A team from the University of California Santa Barbara has developed a technique for continuous monitoring of the saturation of drugs in the bloodstream. While technology has existed to monitor saturation at intervals, and to continuously monitor certain specific substances like glucose, this is the first potentially modular, continuous sensor.
This could allow doctors to more quickly and accurately determine the right dosing for a sensitive medication in a personal, customized way.

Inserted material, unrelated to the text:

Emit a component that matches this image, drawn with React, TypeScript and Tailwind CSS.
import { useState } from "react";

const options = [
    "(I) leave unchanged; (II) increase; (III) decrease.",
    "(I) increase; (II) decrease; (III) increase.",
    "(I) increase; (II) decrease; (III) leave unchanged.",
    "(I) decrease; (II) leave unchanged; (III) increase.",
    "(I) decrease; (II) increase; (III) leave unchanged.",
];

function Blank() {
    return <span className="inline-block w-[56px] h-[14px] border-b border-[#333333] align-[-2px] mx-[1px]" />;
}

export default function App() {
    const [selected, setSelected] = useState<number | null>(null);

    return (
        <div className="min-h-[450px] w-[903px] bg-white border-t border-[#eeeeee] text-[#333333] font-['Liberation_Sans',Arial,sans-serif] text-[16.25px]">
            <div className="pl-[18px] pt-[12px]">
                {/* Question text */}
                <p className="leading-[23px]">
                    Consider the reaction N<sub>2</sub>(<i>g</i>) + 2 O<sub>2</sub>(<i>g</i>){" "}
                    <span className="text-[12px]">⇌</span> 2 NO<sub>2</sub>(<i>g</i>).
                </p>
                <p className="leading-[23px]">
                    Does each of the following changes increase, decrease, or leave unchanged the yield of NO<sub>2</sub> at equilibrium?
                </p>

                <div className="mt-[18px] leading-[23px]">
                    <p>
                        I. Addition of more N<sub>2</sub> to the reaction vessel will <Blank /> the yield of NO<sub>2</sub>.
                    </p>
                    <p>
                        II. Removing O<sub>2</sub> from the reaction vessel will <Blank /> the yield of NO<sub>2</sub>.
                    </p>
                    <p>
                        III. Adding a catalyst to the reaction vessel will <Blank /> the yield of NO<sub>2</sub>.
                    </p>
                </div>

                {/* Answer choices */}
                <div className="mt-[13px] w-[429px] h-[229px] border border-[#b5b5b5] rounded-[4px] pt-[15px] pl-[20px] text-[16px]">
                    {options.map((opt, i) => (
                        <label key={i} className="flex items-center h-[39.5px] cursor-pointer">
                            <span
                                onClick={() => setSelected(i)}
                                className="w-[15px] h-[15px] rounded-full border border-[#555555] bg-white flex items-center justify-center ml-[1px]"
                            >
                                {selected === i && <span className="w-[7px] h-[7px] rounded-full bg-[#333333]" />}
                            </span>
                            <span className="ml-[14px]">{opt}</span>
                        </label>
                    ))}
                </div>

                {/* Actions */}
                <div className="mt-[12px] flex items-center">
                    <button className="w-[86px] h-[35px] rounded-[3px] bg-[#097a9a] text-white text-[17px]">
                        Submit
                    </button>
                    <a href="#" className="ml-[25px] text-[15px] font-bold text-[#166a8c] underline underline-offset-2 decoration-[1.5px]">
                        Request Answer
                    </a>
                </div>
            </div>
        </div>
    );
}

The sensor is called MEDIC, which stands for microfluidic electrochemical detector for in vivo continuous monitoring.
"MEDIC’s real-time measurement capabilities could establish a new paradigm in therapeutic drug monitoring, with immediate applications in acute care," Brian Scott Ferguson and his co-authors wrote in a paper published in Science Translational Medicine. "As reported in the literature, drug dosing strategies based on pharmacokinetic models using physiological parameters such as sex, mass, or body surface area often fail to capture clinically important inter- and intrapatient variability. This may, in part, account for the inconsistencies often observed in response to therapy, wherein patients receiving similar doses of DOX, for example, exhibit markedly different toxic and therapeutic responses."

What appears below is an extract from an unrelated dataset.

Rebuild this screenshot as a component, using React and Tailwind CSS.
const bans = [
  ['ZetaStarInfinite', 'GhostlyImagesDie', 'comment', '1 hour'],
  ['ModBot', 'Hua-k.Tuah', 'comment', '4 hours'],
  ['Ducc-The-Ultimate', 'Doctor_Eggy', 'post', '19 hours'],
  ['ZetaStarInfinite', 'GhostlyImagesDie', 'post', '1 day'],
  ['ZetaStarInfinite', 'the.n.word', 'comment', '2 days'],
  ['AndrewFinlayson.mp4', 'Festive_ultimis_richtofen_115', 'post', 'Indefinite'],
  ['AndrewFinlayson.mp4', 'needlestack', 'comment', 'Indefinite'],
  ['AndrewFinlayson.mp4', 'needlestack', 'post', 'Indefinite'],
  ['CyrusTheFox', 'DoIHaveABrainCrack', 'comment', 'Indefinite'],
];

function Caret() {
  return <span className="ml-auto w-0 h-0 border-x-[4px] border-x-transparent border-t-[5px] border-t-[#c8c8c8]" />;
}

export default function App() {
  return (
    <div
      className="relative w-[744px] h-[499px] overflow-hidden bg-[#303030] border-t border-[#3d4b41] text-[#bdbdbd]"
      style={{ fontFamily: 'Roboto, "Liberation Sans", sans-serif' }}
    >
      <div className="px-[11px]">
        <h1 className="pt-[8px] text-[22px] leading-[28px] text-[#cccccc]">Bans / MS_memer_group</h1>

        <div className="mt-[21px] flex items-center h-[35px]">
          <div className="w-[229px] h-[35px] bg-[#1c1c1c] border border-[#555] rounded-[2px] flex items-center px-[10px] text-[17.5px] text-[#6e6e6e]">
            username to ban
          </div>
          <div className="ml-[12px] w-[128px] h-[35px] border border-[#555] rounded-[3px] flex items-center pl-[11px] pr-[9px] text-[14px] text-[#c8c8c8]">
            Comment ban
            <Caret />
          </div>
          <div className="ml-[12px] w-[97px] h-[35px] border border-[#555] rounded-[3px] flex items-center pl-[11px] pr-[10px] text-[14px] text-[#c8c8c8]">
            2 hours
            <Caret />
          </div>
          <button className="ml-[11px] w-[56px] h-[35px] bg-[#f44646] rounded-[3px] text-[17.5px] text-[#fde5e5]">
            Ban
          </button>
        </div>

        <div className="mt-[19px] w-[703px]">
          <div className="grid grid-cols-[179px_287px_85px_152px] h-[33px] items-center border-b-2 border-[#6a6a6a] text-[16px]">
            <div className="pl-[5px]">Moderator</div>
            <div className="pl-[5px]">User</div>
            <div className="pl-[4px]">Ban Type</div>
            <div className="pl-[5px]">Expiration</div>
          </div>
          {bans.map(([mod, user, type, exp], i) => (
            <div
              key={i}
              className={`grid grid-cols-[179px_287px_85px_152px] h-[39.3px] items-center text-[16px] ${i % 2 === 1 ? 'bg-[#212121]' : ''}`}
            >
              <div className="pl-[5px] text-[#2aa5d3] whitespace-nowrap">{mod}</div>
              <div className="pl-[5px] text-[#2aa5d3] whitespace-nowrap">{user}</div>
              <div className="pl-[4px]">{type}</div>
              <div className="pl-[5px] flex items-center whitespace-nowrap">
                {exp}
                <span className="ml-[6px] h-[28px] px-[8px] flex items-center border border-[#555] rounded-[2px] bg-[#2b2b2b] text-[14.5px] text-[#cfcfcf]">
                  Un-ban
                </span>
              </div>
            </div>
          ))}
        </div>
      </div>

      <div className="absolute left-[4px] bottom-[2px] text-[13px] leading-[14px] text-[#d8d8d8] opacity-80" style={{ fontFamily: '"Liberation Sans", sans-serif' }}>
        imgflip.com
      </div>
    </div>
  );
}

The team has tested the sensor in rats and on a simulated bloodstream, but has not yet done a human trial. In theory, the small biosensor would be hooked up to a probe, which is inserted into a vein. The probe consists of a molecule called an aptamer attached to a gold electrode, with a filter to keep out blood cells. In rats, scientists were able to detect doxorubicin, a cancer drug, and kanamycin, an antibiotic.
Continuous glucose monitoring, though still relatively new, is shaping up to be a game changer in diabetes management. It's one of the key pieces in the development of an "artificial pancreas" for patients with diabetes.
Unlike diabetes, which is a chronic condition, the MEDIC team's initial testing was for acute conditions. They only tested the probe for a few hours at a time, rather than for days or weeks. But longer term monitoring is only one of the team's future plans.
"We also foresee numerous opportunities for extending the capabilities of MEDIC, for example, simultaneously measuring the drug being administered as well as the biomarkers indicative of the patient’s response to that drug by integrating multiple probes into one device," they write. "This would facilitate a closed feedback loop between the drug and the patient’s response, which can then be adjusted to continuously deliver an optimal therapeutic dose in real time."
One area where this might be especially helpful, the authors suggest, is in regulating drugs for organ transplants, which are tricky to get right and potentially risky if incorrectly prescribed.